An annotation is a short note or comment added to a text, image or another document. In linguistics, this is mostly manual extraction of certain features of natural language in texts. Example: determining the gender of proper names by marking individual names in texts with labels such as “female”, “diverse”, “neutral”, etc.
Annotation and linguistics
Annotation is a technique used in linguistics to mark various features within texts. A classic annotation is morphological annotation, in which word types (e.g. nouns, verbs, adjectives) are marked. Syntactic annotation is also widely used. This marks the syntactic roles of words.
Automated annotation using machine learning models
In the past, annotation had to be done manually by humans. Nowadays, there are several techniques that allow annotation to be performed by machines. In recent years, the use of trained ML models has increased, either to support annotators or to replace them completely. Both methods have their advantages and disadvantages. Manual annotation is considered to be more accurate, but is also time consuming and expensive. Automatic annotation can be faster, but is less accurate and may require additional review by a human annotator.
Annotated corpora (collections of text) can also be used to train your own language models. This is achieved by training the model with many exemplary texts and then being able to predict the part of speech of a word based on its context and structure.

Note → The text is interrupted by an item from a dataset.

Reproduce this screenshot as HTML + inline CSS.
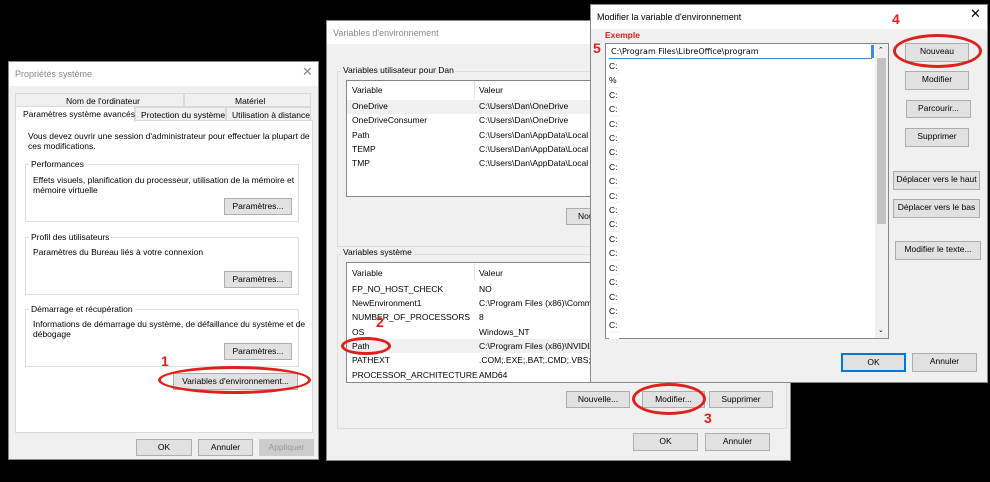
<!DOCTYPE html>
<html><head><meta charset="utf-8"><style>
*{margin:0;padding:0;box-sizing:border-box}
body{width:990px;height:482px;background:#000;position:relative;overflow:hidden;font-family:"Liberation Sans",sans-serif;font-size:8.5px;color:#000}
div,span{position:absolute}
.t{white-space:nowrap;line-height:10px}
.win{background:#f0f0f0;border:1px solid #888;overflow:hidden}
.tb{background:#fff;left:0;right:0;top:0}
.btn{background:#e1e1e1;border:1px solid #adadad;text-align:center;line-height:15px;white-space:nowrap}
.grp{border:1px solid #dcdcdc}
.lbl{background:#f0f0f0;padding:0 2px;white-space:nowrap;line-height:10px}
.wh{background:#fff}
.red{color:#e0201b;font-weight:bold;font-size:14px}
.ell{border:3px solid #e0201b;border-radius:50%}
</style></head><body>

<!-- Window 1 -->
<div class="win" style="left:8px;top:61px;width:311px;height:399px">
 <div class="tb" style="height:24px"><span class="t" style="left:6px;top:7px;color:#888;font-size:9px">Propriétés système</span><span class="t" style="left:293px;top:5px;color:#888;font-size:13px">✕</span></div>
 <div style="left:6px;top:31px;width:169px;height:14px;border:1px solid #d9d9d9;background:#f0f0f0"><span class="t" style="left:50px;top:2px">Nom de l'ordinateur</span></div>
 <div style="left:175px;top:31px;width:127px;height:14px;border:1px solid #d9d9d9;background:#f0f0f0"><span class="t" style="left:50px;top:2px">Matériel</span></div>
 <div style="left:126px;top:45px;width:91px;height:14px;border:1px solid #d9d9d9;background:#f0f0f0"><span class="t" style="left:5px;top:2px">Protection du système</span></div>
 <div style="left:217px;top:45px;width:85px;height:14px;border:1px solid #d9d9d9;background:#f0f0f0"><span class="t" style="left:5px;top:2px">Utilisation à distance</span></div>
 <div class="wh" style="left:6px;top:58px;width:298px;height:313px;border:1px solid #d9d9d9"></div>
 <div class="wh" style="left:6px;top:44px;width:120px;height:16px;border:1px solid #d9d9d9;border-bottom:none"><span class="t" style="left:7px;top:2px">Paramètres système avancés</span></div>
 <span class="t" style="left:19px;top:69px">Vous devez ouvrir une session d'administrateur pour effectuer la plupart de</span>
 <span class="t" style="left:19px;top:79px">ces modifications.</span>
 <div class="grp" style="left:16px;top:102px;width:274px;height:58px"></div>
 <span class="lbl" style="left:20px;top:97px;background:#fff">Performances</span>
 <span class="t" style="left:24px;top:113px">Effets visuels, planification du processeur, utilisation de la mémoire et</span>
 <span class="t" style="left:24px;top:123px">mémoire virtuelle</span>
 <div class="btn" style="left:215px;top:136px;width:68px;height:17px">Paramètres...</div>
 <div class="grp" style="left:16px;top:175px;width:274px;height:58px"></div>
 <span class="lbl" style="left:20px;top:170px;background:#fff">Profil des utilisateurs</span>
 <span class="t" style="left:24px;top:185px">Paramètres du Bureau liés à votre connexion</span>
 <div class="btn" style="left:215px;top:209px;width:68px;height:17px">Paramètres...</div>
 <div class="grp" style="left:16px;top:247px;width:274px;height:58px"></div>
 <span class="lbl" style="left:20px;top:242px;background:#fff">Démarrage et récupération</span>
 <span class="t" style="left:24px;top:257px">Informations de démarrage du système, de défaillance du système et de</span>
 <span class="t" style="left:24px;top:267px">débogage</span>
 <div class="btn" style="left:215px;top:281px;width:68px;height:17px">Paramètres...</div>
 <div class="btn" style="left:164px;top:311px;width:125px;height:17px">Variables d'environnement...</div>
 <div class="btn" style="left:127px;top:377px;width:56px;height:17px">OK</div>
 <div class="btn" style="left:189px;top:377px;width:55px;height:17px">Annuler</div>
 <div class="btn" style="left:250px;top:377px;width:55px;height:17px;color:#999;border-color:#ccc;background:#ccc">Appliquer</div>
</div>
<div class="ell" style="left:158px;top:366px;width:153px;height:28px"></div>
<span class="red t" style="left:161px;top:356px">1</span>

<!-- Window 2 -->
<div class="win" style="left:326px;top:20px;width:465px;height:441px">
 <div class="tb" style="height:23px"><span class="t" style="left:6px;top:7px;color:#888;font-size:9px">Variables d'environnement</span></div>
 <div class="grp" style="left:10px;top:50px;width:450px;height:176px"></div>
 <span class="lbl" style="left:14px;top:44px">Variables utilisateur pour Dan</span>
 <div class="wh" style="left:19px;top:59px;width:450px;height:117px;border:1px solid #828790"></div>
 <span class="t" style="left:25px;top:64px">Variable</span><span class="t" style="left:152px;top:64px">Valeur</span>
 <div style="left:147px;top:60px;width:1px;height:18px;background:#e5e5e5"></div>
 <div style="left:20px;top:79px;width:440px;height:14px;background:#f0f0f0"></div>
 <span class="t" style="left:25px;top:80px">OneDrive</span><span class="t" style="left:152px;top:80px">C:\Users\Dan\OneDrive</span>
 <span class="t" style="left:25px;top:94px">OneDriveConsumer</span><span class="t" style="left:152px;top:94px">C:\Users\Dan\OneDrive</span>
 <span class="t" style="left:25px;top:109px">Path</span><span class="t" style="left:152px;top:109px">C:\Users\Dan\AppData\Local</span>
 <span class="t" style="left:25px;top:123px">TEMP</span><span class="t" style="left:152px;top:123px">C:\Users\Dan\AppData\Local</span>
 <span class="t" style="left:25px;top:137px">TMP</span><span class="t" style="left:152px;top:137px">C:\Users\Dan\AppData\Local</span>
 <div class="btn" style="left:239px;top:187px;width:64px;height:17px;text-align:left;padding-left:11px">Nouvelle...</div>
 <div class="grp" style="left:10px;top:233px;width:450px;height:175px"></div>
 <span class="lbl" style="left:14px;top:226px">Variables système</span>
 <div class="wh" style="left:19px;top:241px;width:450px;height:121px;border:1px solid #828790;overflow:hidden"></div>
 <span class="t" style="left:25px;top:247px">Variable</span><span class="t" style="left:152px;top:247px">Valeur</span>
 <div style="left:147px;top:242px;width:1px;height:18px;background:#e5e5e5"></div>
 <span class="t" style="left:25px;top:263px">FP_NO_HOST_CHECK</span><span class="t" style="left:152px;top:263px">NO</span>
 <span class="t" style="left:25px;top:277px">NewEnvironment1</span><span class="t" style="left:152px;top:277px">C:\Program Files (x86)\Common</span>
 <span class="t" style="left:25px;top:291px">NUMBER_OF_PROCESSORS</span><span class="t" style="left:152px;top:291px">8</span>
 <span class="t" style="left:25px;top:306px">OS</span><span class="t" style="left:152px;top:306px">Windows_NT</span>
 <div style="left:20px;top:318px;width:440px;height:14px;background:#f0f0f0"></div>
 <span class="t" style="left:25px;top:320px">Path</span><span class="t" style="left:152px;top:320px">C:\Program Files (x86)\NVIDIA</span>
 <span class="t" style="left:25px;top:334px">PATHEXT</span><span class="t" style="left:152px;top:334px">.COM;.EXE;.BAT;.CMD;.VBS;.VBE</span>
 <span class="t" style="left:25px;top:349px">PROCESSOR_ARCHITECTURE</span><span class="t" style="left:152px;top:349px">AMD64</span>
 <div class="btn" style="left:239px;top:370px;width:64px;height:17px">Nouvelle...</div>
 <div class="btn" style="left:315px;top:370px;width:63px;height:17px">Modifier...</div>
 <div class="btn" style="left:382px;top:370px;width:64px;height:17px">Supprimer</div>
 <div class="btn" style="left:306px;top:412px;width:65px;height:18px">OK</div>
 <div class="btn" style="left:378px;top:412px;width:65px;height:18px">Annuler</div>
</div>
<div class="ell" style="left:341px;top:337px;width:50px;height:18px"></div>
<span class="red t" style="left:376px;top:317px">2</span>
<div class="ell" style="left:632px;top:383px;width:74px;height:32px"></div>
<span class="red t" style="left:704px;top:413px">3</span>

<!-- Window 3 -->
<div class="win" style="left:590px;top:4px;width:398px;height:379px">
 <div class="tb" style="height:24px"><span class="t" style="left:6px;top:7px;font-size:9px">Modifier la variable d'environnement</span><span class="t" style="left:379px;top:4px;font-size:13px">✕</span></div>
 <span class="t" style="left:14px;top:25px;color:#e0201b;font-weight:bold">Exemple</span>
 <div class="wh" style="left:14px;top:38px;width:284px;height:296px;border:1px solid #828790;overflow:hidden">
  <div style="left:3px;top:1px;width:263px;height:14px;border-bottom:1px solid #3c8ae0;background:#fff"></div>
  <div style="left:265px;top:1px;width:3px;height:13px;background:#3c8ae0"></div>
  <span class="t" style="left:5px;top:3px;font-family:'DejaVu Sans',sans-serif;font-size:8px">C:\Program Files\LibreOffice\program</span>
  <div style="left:269px;top:0;width:13px;height:294px;background:#f0f0f0"></div>
  <div style="left:271px;top:14px;width:9px;height:166px;background:#c2c2c2"></div>
  <span class="t" style="left:272px;top:2px;font-size:7px">⌃</span>
  <span class="t" style="left:272px;top:282px;font-size:7px">⌄</span>
 </div>
 <div style="left:18px;top:54px;width:10px;height:280px;color:#000;line-height:14.4px;font-size:8.5px;background:repeating-linear-gradient(#fff 0 13.4px,#eee 13.4px 14.4px)">C:<br>%<br>C:<br>C:<br>C:<br>C:<br>C:<br>C:<br>C:<br>C:<br>C:<br>C:<br>C:<br>C:<br>C:<br>C:<br>C:<br>C:<br>C:</div>
 <div class="btn" style="left:314px;top:38px;width:64px;height:19px">Nouveau</div>
 <div class="btn" style="left:314px;top:66px;width:64px;height:19px">Modifier</div>
 <div class="btn" style="left:315px;top:95px;width:65px;height:18px">Parcourir...</div>
 <div class="btn" style="left:314px;top:123px;width:64px;height:19px">Supprimer</div>
 <div class="btn" style="left:302px;top:166px;width:87px;height:19px">Déplacer vers le haut</div>
 <div class="btn" style="left:302px;top:194px;width:87px;height:19px">Déplacer vers le bas</div>
 <div class="btn" style="left:304px;top:236px;width:86px;height:19px">Modifier le texte...</div>
 <div class="btn" style="left:250px;top:348px;width:65px;height:19px;border:2px solid #0078d7">OK</div>
 <div class="btn" style="left:321px;top:348px;width:65px;height:19px">Annuler</div>
</div>
<div class="ell" style="left:893px;top:34px;width:89px;height:34px"></div>
<span class="red t" style="left:892px;top:14px">4</span>
<span class="red t" style="left:593px;top:43px">5</span>
</body></html>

Where are annotations used?
Annotations play an important role in corpus linguistics. In corpus linguistics, large collections of texts (corpora) are used for research. Annotated corpora are a valuable resource for linguists because they allow the study of various linguistic phenomena, e.g. word frequencies, statistically frequent occurrences of word combinations (collocations) or syntactic structures. The annotation of these corpora makes it possible to identify certain linguistic patterns. These can be used to inform linguistic theories and improve our understanding of how language is used in real contexts.
Another important application of annotation is computational linguistics, which is concerned with modelling language. In computational linguistics, annotations are used to generate training data for machine learning. These models can then be used for tasks such as language translation, text summarisation and sentiment analysis.
Annotation is a powerful tool in linguistics that makes it easier to identify and understand linguistic features and patterns. It is used in various fields such as corpus linguistics, computational linguistics and natural language processing, and plays a crucial role in the development and evaluation of language models. The availability of high quality data is essential for the further development of language models.